Web page code records
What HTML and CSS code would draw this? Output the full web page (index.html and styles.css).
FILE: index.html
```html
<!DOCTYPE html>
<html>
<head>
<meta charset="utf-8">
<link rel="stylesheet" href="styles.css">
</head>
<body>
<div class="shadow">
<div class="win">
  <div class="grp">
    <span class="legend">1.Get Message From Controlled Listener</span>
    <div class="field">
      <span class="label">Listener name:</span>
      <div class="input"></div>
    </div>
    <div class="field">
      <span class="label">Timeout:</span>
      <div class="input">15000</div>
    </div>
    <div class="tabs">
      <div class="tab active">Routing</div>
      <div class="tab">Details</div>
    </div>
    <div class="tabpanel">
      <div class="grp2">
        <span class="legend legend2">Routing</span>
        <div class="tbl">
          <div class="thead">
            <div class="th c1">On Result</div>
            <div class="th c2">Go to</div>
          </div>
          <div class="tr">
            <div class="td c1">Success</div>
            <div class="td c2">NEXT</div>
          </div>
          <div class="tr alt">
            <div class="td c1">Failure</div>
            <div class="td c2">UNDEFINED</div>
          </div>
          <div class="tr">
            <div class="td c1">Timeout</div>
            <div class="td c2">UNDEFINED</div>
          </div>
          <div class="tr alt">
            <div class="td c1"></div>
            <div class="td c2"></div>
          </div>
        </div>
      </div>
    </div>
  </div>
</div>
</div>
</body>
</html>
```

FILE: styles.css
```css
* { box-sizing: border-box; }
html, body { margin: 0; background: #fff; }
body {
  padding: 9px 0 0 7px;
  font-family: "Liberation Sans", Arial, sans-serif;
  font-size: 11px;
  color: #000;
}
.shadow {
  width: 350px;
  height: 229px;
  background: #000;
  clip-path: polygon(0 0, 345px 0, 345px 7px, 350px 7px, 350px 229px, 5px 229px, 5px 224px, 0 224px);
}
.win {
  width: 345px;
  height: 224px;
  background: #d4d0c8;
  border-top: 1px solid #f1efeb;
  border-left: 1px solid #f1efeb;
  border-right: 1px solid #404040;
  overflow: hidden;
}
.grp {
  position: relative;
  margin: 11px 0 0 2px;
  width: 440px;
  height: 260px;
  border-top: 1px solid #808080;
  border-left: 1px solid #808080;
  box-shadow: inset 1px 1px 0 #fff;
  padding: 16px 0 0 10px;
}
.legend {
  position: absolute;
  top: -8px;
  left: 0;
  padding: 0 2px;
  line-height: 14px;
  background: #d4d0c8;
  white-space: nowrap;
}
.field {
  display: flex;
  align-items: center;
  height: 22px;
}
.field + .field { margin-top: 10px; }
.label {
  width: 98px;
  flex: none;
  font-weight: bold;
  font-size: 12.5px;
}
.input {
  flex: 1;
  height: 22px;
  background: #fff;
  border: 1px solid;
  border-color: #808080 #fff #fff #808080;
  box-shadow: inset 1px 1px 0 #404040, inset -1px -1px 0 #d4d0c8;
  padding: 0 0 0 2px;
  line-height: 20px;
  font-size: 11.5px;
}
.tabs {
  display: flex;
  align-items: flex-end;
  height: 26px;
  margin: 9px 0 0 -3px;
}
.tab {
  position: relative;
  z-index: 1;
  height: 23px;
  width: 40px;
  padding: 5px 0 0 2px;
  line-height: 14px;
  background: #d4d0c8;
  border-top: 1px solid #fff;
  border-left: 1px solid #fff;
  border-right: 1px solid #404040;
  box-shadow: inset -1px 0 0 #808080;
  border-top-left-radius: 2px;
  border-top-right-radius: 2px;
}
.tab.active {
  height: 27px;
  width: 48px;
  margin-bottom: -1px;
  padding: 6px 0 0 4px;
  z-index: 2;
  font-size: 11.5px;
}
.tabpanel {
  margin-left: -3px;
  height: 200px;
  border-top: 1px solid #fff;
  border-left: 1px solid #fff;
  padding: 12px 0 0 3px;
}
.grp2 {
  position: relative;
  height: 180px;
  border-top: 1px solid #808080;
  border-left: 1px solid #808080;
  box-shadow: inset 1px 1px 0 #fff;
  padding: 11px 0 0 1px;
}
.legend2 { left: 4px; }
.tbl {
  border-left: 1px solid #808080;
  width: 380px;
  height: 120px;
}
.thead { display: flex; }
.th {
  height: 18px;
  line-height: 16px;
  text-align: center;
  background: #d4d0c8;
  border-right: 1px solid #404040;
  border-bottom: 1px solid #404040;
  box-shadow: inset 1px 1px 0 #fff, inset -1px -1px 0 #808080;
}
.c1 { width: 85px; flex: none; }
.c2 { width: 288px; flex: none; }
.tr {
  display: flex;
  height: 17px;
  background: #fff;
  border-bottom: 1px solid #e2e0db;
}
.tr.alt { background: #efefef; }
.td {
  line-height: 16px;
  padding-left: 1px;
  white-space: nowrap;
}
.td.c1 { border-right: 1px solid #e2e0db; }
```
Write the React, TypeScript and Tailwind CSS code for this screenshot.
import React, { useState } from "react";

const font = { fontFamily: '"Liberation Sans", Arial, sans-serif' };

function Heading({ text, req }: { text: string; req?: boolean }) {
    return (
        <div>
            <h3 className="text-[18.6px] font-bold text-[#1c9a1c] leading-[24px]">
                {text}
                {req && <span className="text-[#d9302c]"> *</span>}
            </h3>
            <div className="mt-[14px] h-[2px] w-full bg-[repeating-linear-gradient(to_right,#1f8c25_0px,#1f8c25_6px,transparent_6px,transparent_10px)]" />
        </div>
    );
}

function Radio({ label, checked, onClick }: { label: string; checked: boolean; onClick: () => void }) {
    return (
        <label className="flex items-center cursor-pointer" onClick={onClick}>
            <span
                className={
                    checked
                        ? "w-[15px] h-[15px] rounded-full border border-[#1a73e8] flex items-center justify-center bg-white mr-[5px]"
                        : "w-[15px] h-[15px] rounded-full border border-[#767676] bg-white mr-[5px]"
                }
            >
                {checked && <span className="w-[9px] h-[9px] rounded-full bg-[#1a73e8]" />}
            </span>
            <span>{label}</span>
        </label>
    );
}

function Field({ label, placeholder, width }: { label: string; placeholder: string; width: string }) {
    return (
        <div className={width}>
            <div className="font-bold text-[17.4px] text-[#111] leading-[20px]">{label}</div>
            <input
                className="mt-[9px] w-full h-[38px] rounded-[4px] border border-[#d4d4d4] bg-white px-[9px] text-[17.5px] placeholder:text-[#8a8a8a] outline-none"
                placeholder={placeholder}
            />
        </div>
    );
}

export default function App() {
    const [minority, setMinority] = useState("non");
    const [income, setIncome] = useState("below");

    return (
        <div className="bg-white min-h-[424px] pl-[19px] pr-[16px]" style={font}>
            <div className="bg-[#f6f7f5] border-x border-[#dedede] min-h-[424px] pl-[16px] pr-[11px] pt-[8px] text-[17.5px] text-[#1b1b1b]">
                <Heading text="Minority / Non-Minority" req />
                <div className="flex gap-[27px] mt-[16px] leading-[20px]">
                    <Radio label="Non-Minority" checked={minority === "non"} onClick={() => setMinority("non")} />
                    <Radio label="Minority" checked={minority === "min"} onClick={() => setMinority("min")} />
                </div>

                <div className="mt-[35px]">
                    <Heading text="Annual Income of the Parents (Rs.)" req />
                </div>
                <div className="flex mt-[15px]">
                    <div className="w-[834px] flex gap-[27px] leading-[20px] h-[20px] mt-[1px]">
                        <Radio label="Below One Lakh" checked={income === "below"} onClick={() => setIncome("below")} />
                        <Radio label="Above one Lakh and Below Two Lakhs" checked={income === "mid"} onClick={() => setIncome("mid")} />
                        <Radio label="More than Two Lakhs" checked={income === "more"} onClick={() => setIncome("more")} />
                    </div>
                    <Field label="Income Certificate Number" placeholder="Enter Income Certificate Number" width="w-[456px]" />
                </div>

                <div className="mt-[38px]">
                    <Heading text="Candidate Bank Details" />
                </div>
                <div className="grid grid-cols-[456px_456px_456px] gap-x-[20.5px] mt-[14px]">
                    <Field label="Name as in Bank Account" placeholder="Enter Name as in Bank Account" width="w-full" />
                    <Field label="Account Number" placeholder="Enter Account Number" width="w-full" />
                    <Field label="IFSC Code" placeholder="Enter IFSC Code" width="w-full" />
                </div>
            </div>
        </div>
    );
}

What is required: Find how many lines hold the string "styles", and state that number alone.

Output for this task: 3